Japan Poised to Increase Sanctions on North Korea
15 September 2006
Japan appears ready to impose additional sanctions on North Korea in the wake of Pyongyang's July test firing of several missiles.
Japanese officials indicate new sanctions could be imposed on North Korea as early as next Tuesday.
Chief Cabinet Secretary Shinzo Abe, who is expected to take over as prime minister next week when Junichiro Koizumi steps down from the post, confirmed the government is considering additional measures.
Calling North Korea's recent missile launches a challenge to the international community, Abe says Japan wants to increase the pressure on Pyongyang in accordance with the subsequent U.N. Security Council resolution.

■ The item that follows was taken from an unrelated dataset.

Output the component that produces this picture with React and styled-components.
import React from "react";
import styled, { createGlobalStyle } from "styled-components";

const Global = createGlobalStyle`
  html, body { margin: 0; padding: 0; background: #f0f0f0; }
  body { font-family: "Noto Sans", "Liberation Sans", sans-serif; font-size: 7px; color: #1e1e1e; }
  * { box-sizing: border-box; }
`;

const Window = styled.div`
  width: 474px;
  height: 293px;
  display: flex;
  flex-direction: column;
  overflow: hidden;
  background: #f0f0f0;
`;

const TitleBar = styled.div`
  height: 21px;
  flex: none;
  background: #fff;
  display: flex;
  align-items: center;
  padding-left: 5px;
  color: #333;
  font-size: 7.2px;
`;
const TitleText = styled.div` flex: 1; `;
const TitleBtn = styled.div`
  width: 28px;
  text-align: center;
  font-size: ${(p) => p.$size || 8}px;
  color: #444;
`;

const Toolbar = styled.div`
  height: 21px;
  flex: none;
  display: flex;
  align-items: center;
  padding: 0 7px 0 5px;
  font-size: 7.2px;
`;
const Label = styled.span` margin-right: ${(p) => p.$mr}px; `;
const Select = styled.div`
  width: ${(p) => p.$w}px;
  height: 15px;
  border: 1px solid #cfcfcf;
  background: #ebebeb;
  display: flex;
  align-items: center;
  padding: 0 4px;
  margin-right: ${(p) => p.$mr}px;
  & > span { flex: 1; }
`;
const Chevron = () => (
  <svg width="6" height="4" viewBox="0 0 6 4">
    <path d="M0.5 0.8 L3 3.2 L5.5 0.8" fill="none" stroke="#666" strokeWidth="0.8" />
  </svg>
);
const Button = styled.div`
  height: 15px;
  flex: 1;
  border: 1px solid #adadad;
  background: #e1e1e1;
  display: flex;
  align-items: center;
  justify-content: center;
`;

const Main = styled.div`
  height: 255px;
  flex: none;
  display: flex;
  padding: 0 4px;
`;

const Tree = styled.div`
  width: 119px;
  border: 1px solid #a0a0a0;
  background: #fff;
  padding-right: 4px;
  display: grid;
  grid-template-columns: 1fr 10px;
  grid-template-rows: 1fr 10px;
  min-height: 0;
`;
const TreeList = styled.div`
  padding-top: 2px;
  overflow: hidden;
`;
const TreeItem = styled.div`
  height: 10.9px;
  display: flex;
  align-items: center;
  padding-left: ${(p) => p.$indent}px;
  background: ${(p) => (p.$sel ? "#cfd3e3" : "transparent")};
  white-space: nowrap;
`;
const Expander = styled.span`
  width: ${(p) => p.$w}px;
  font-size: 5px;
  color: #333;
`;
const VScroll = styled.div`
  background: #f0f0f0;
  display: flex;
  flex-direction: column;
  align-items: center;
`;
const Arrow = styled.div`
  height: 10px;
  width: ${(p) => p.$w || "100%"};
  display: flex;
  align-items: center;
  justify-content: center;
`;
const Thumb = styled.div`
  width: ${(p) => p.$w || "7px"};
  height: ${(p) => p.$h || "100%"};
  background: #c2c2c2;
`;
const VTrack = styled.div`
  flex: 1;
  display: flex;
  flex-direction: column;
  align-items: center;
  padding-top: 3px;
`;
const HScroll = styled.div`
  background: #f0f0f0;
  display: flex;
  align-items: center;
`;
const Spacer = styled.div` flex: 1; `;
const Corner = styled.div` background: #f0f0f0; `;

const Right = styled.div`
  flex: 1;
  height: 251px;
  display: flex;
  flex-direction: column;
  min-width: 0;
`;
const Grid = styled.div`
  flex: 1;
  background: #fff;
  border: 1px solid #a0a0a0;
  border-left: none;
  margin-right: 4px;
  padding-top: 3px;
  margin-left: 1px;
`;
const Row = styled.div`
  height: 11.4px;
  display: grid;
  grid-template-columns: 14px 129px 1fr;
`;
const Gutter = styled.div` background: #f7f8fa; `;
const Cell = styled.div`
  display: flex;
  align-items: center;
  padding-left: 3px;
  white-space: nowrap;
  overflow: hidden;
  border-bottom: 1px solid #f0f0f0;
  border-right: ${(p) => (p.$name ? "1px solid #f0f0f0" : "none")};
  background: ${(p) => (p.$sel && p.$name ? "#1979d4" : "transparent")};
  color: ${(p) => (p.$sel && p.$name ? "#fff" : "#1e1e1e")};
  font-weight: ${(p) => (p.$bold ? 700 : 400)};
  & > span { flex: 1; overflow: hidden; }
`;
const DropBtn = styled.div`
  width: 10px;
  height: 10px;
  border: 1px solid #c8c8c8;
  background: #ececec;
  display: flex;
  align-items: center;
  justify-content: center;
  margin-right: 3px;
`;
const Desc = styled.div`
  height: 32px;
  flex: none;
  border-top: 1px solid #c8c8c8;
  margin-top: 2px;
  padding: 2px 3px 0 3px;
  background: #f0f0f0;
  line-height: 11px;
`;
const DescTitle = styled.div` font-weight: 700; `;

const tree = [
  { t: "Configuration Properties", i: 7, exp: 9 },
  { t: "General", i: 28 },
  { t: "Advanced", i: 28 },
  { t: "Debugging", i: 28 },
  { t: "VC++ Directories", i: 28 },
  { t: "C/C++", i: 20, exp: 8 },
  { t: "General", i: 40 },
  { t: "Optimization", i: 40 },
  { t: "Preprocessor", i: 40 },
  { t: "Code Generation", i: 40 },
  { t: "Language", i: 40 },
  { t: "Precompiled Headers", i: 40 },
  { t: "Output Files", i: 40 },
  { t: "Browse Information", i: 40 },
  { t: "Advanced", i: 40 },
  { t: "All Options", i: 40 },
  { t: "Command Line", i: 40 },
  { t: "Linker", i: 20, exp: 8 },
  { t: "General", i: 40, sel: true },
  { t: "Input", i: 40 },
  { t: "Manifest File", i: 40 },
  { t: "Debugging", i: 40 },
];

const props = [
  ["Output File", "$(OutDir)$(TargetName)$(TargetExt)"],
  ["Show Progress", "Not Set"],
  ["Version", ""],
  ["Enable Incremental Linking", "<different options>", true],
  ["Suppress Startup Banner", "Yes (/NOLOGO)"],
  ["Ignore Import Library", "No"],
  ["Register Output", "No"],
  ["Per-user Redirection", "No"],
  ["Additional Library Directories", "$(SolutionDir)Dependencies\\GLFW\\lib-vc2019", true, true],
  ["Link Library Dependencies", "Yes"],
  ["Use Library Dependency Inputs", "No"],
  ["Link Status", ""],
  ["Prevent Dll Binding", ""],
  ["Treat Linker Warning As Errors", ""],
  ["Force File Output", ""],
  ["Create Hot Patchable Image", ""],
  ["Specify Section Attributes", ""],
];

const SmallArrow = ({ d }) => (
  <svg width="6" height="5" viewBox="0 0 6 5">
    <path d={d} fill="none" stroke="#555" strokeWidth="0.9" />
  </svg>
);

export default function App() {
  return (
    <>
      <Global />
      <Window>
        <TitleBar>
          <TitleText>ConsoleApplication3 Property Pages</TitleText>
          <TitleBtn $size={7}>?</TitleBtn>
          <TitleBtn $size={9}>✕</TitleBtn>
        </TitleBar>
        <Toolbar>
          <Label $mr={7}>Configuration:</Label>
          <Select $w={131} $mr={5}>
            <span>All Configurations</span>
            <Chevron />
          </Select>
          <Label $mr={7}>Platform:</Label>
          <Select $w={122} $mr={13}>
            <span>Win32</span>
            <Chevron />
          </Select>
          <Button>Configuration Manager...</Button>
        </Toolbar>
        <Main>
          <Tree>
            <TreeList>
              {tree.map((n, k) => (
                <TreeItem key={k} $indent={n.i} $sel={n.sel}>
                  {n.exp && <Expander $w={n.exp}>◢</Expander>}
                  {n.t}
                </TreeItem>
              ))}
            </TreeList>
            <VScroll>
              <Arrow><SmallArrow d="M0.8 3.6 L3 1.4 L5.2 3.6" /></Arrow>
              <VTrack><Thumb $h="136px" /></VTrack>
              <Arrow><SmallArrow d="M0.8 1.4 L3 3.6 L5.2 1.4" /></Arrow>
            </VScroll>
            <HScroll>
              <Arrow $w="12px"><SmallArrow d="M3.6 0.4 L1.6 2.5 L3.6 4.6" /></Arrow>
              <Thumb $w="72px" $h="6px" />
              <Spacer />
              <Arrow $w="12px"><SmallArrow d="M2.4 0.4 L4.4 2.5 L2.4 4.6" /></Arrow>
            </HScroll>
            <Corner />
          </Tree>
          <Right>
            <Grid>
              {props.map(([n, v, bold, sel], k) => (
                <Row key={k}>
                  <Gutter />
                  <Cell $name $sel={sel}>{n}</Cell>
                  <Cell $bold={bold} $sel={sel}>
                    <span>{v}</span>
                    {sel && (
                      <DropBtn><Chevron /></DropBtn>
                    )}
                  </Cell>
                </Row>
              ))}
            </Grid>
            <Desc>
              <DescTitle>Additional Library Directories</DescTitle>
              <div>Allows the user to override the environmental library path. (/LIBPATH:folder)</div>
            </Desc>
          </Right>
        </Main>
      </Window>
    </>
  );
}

That resolution condemned the missile tests, and called for sanctions against North Korea in retaliation.
Cash-strapped North Korea has traditionally been dependent on financial support from ethnic Koreans in Japan who support Pyongyang.

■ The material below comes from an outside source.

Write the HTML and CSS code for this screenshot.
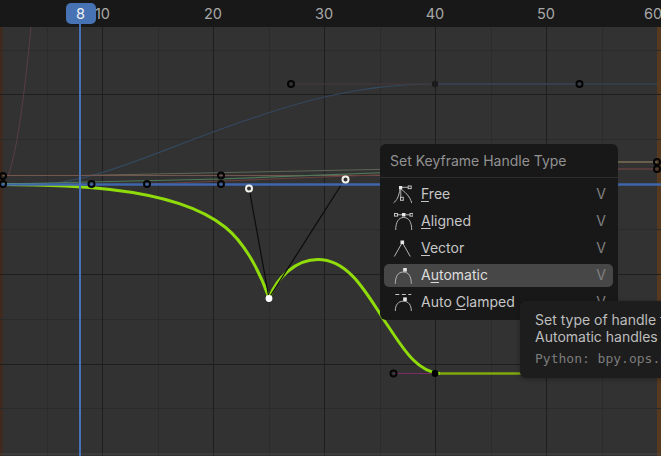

Japanese media reports say the government is expected to stop these North Korea-bound remittances, and freeze the financial assets of groups and individuals in Japan that are believed to have aided Pyongyang's weapons programs.
Japan has already imposed a ban on North Korean officials visiting here, and stopped the only direct passenger link - a North Korean ferry - between the two countries. The two countries have no official diplomatic relations.

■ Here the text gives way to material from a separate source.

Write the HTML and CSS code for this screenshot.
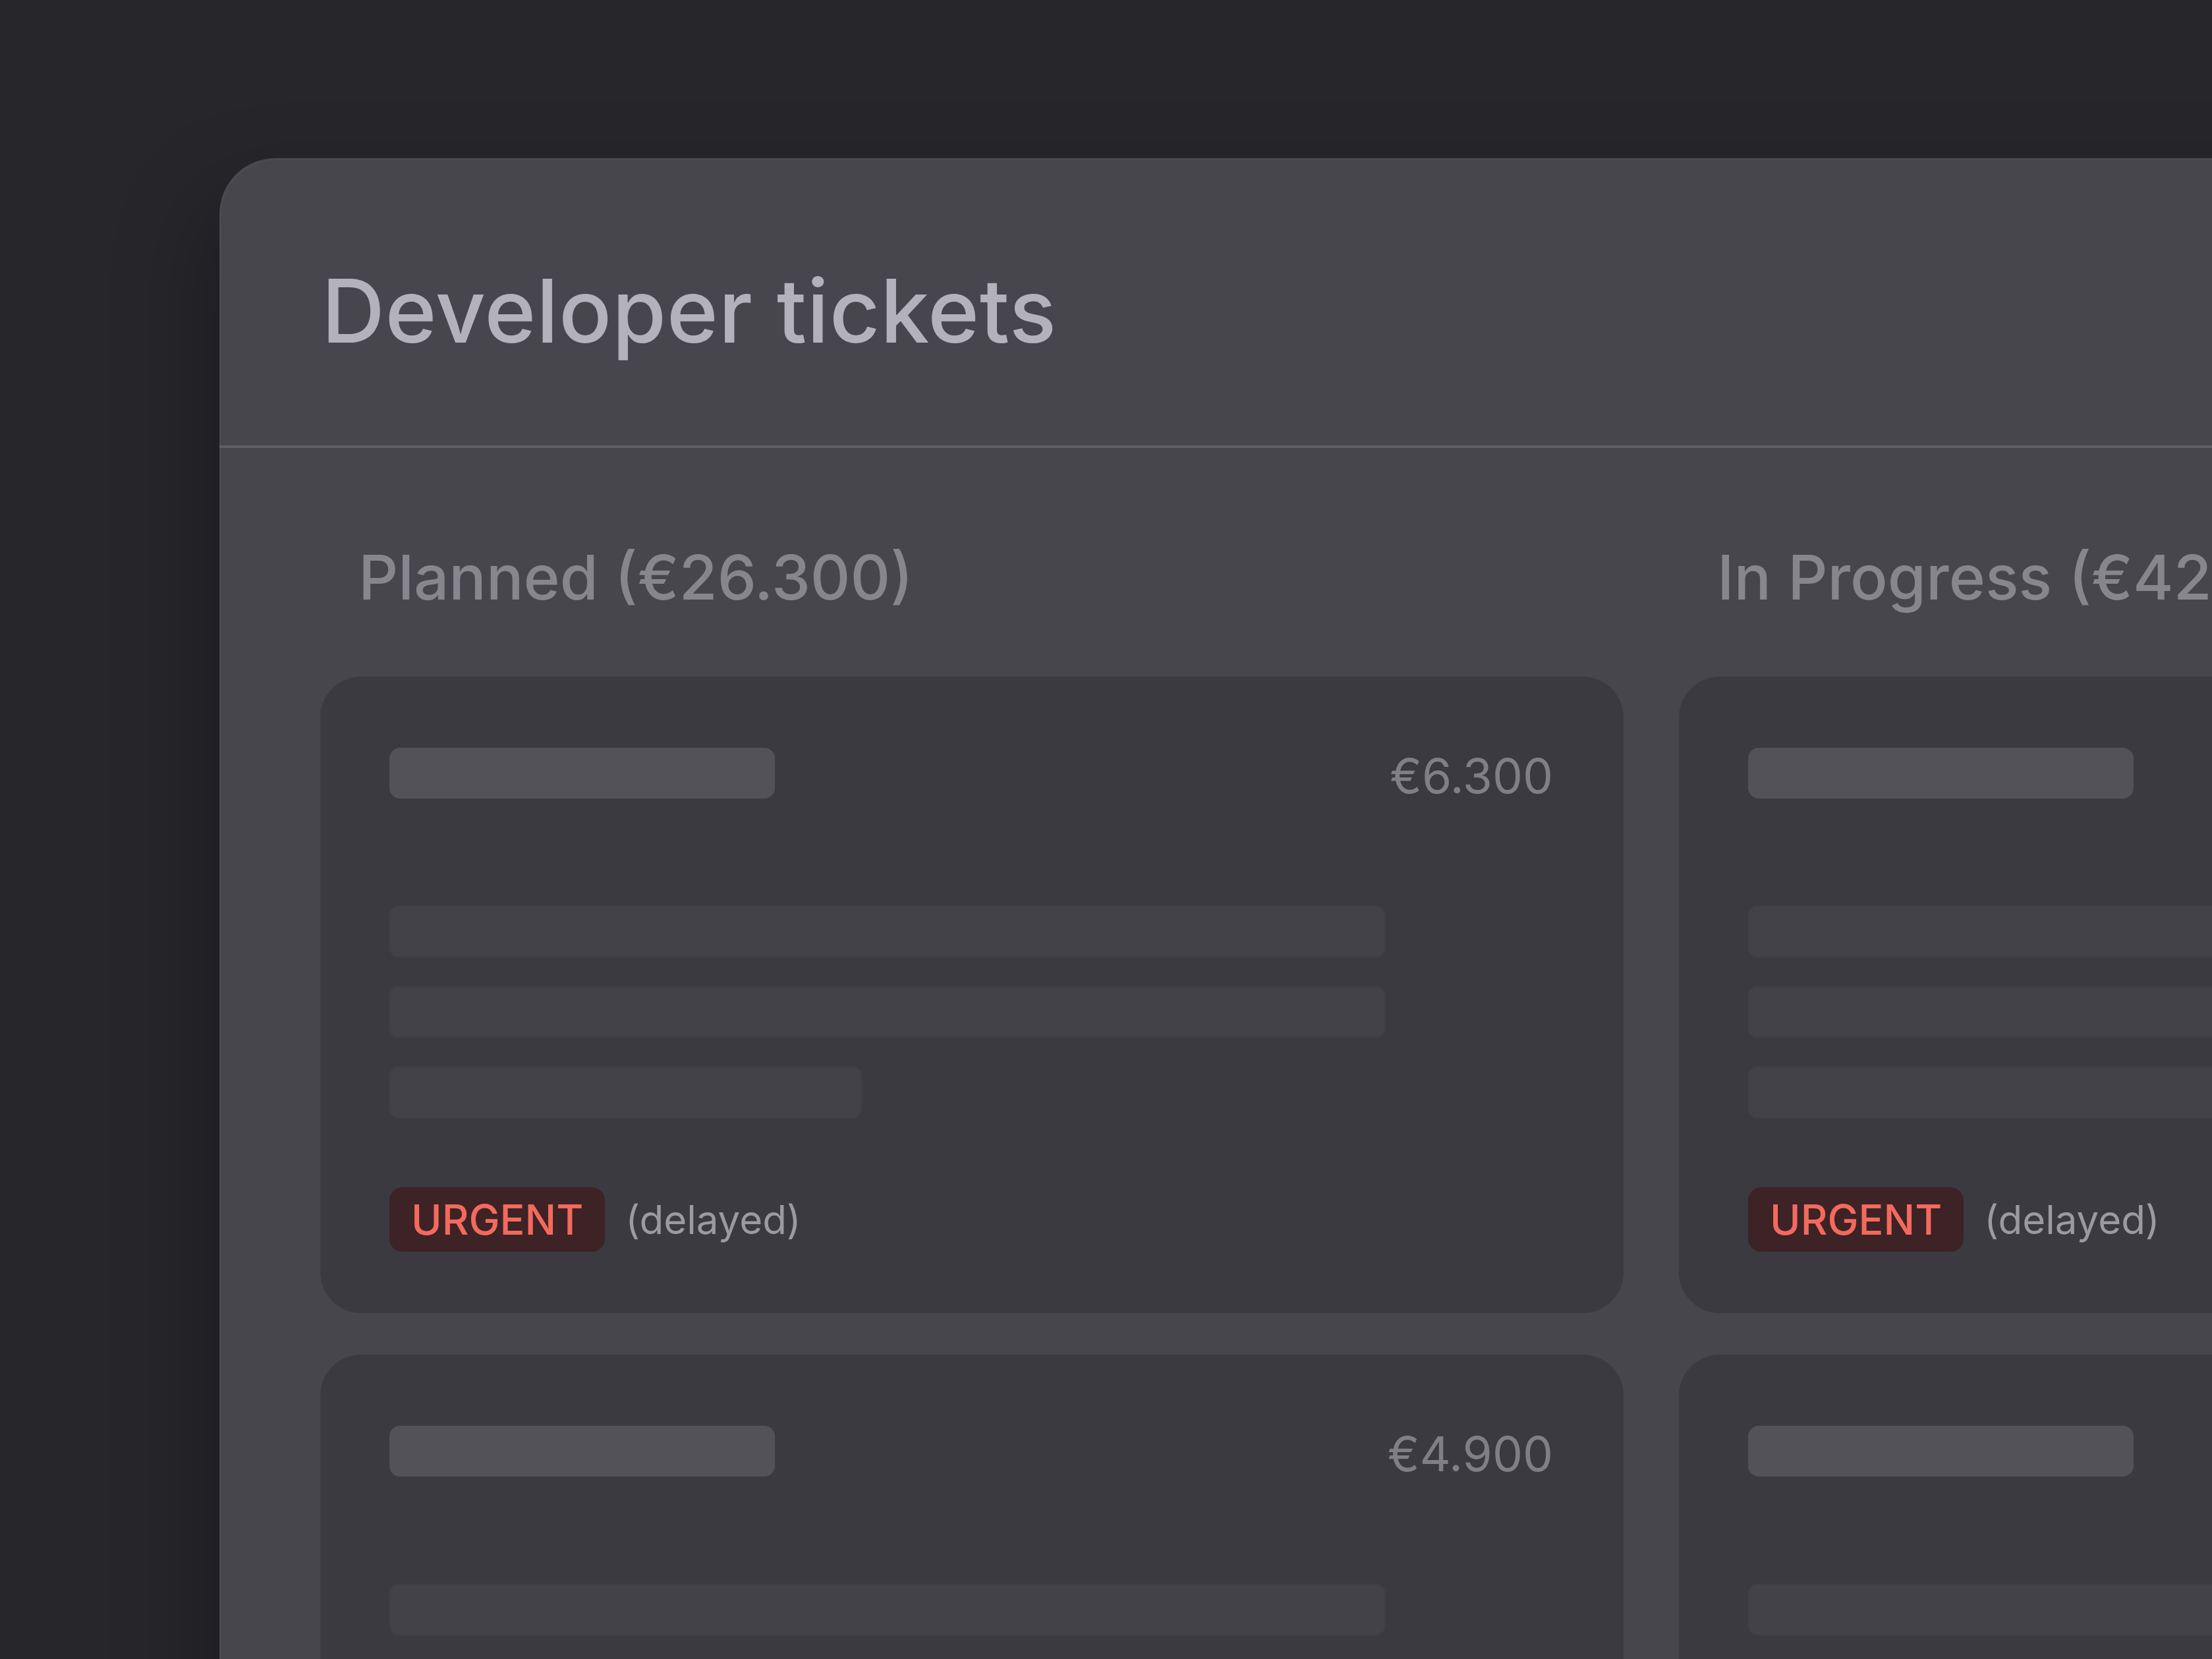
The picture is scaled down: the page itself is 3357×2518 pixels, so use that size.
FILE: index.html
```html
<!DOCTYPE html>
<html lang="en">
<head>
<meta charset="utf-8">
<title>Developer tickets</title>
<link rel="stylesheet" href="styles.css">
</head>
<body>
<main class="panel">
  <header class="panel-head">
    <h1 class="title">Developer tickets</h1>
  </header>
  <section class="board">
    <div class="column">
      <h2 class="column-title">Planned (€26.300)</h2>
      <div class="cards">
        <article class="card">
          <div class="card-top">
            <div class="sk-title"></div>
            <span class="price">€6.300</span>
          </div>
          <div class="sk-lines">
            <div class="sk-line"></div>
            <div class="sk-line"></div>
            <div class="sk-line short"></div>
          </div>
          <div class="card-foot">
            <span class="badge">URGENT</span>
            <span class="note">(delayed)</span>
          </div>
        </article>
        <article class="card">
          <div class="card-top">
            <div class="sk-title"></div>
            <span class="price">€4.900</span>
          </div>
          <div class="sk-lines">
            <div class="sk-line"></div>
            <div class="sk-line"></div>
            <div class="sk-line short"></div>
          </div>
          <div class="card-foot">
            <span class="badge">URGENT</span>
            <span class="note">(delayed)</span>
          </div>
        </article>
      </div>
    </div>
    <div class="column">
      <h2 class="column-title">In Progress (€42.100)</h2>
      <div class="cards">
        <article class="card">
          <div class="card-top">
            <div class="sk-title"></div>
            <span class="price">€8.200</span>
          </div>
          <div class="sk-lines">
            <div class="sk-line"></div>
            <div class="sk-line"></div>
            <div class="sk-line short"></div>
          </div>
          <div class="card-foot">
            <span class="badge">URGENT</span>
            <span class="note">(delayed)</span>
          </div>
        </article>
        <article class="card">
          <div class="card-top">
            <div class="sk-title"></div>
            <span class="price">€5.600</span>
          </div>
          <div class="sk-lines">
            <div class="sk-line"></div>
            <div class="sk-line"></div>
            <div class="sk-line short"></div>
          </div>
          <div class="card-foot">
            <span class="badge">URGENT</span>
            <span class="note">(delayed)</span>
          </div>
        </article>
      </div>
    </div>
  </section>
</main>
</body>
</html>
```
FILE: styles.css
```css
html, body {
  margin: 0;
  padding: 0;
}

body {
  width: 3357px;
  height: 2518px;
  overflow: hidden;
  background: #27262b;
  font-family: Inter, "Liberation Sans", sans-serif;
}

.panel {
  margin: 240px 0 0 333px;
  width: 4500px;
  min-height: 2600px;
  background: #47464c;
  border-radius: 85px 0 0 0;
  box-shadow: inset 3px 3px 0 rgba(255, 255, 255, 0.025),
              -20px 60px 140px rgba(0, 0, 0, 0.28);
}

.panel-head {
  padding: 165px 0 138px 155px;
  border-bottom: 4px solid #5f5e64;
}

.title {
  margin: 0;
  font-size: 133px;
  line-height: 1;
  font-weight: 500;
  color: #b3b2ba;
  letter-spacing: 0.6px;
}

.board {
  display: grid;
  grid-template-columns: 1978px 1978px;
  column-gap: 84px;
  padding: 149px 0 0 153px;
}

.column-title {
  margin: 0 0 104px 0;
  padding-left: 58px;
  font-size: 94px;
  line-height: 1;
  font-weight: 500;
  color: #87868d;
  letter-spacing: 0;
  white-space: nowrap;
}

.cards {
  display: flex;
  flex-direction: column;
  gap: 63px;
}

.card {
  background: #3b3a40;
  border-radius: 62px;
  padding: 108px 107px 93px 105px;
}

.card-top {
  display: flex;
  justify-content: space-between;
  align-items: center;
  height: 77px;
}

.sk-title {
  width: 585px;
  height: 77px;
  border-radius: 16px;
  background: #535258;
}

.price {
  margin-top: 8px;
  font-size: 73px;
  line-height: 1;
  font-weight: 400;
  color: #807f85;
}

.sk-lines {
  margin-top: 163px;
  display: flex;
  flex-direction: column;
  gap: 44px;
}

.sk-line {
  width: 1511px;
  height: 78px;
  border-radius: 14px;
  background: #434248;
  filter: blur(1px);
}

.sk-line.short {
  width: 717px;
}

.card-foot {
  margin-top: 105px;
  display: flex;
  align-items: center;
  gap: 31px;
  height: 98px;
}

.badge {
  display: flex;
  align-items: center;
  height: 98px;
  padding: 0 33px;
  border-radius: 20px;
  background: #3d2226;
  color: #f26a5c;
  font-size: 63px;
  line-height: 1;
  font-weight: 500;
}

.note {
  font-size: 60px;
  line-height: 1;
  font-weight: 400;
  color: #9b9aa1;
}
```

Foreign Ministry spokesman Tomohiko Taniguchi says no official date has been decided for announcing new sanctions.
"We're certainly discussing what [is] to be done as a next step to heighten the pressure against North Korea, perhaps involving the financial sanctions," he said.
North Korea shot off a barrage of missiles into the Sea of Japan in July. U.S., South Korean and Japanese media have also reported that Pyongyang may be preparing additional missile tests and an underground nuclear weapons detonation.
Japanese officials say that another reason for imposing further sanctions is that North Korea shows no signs of returning to six-party talks about its nuclear weapons programs. North Korea has said it will not return to the talks until the United States removes sanctions Washington imposed separately last year, aimed at curbing alleged counterfeiting and money-laundering by Pyongyang.
No session of the talks - which involve the two Koreas, the United States, Japan, Russia and China - has been held since last September.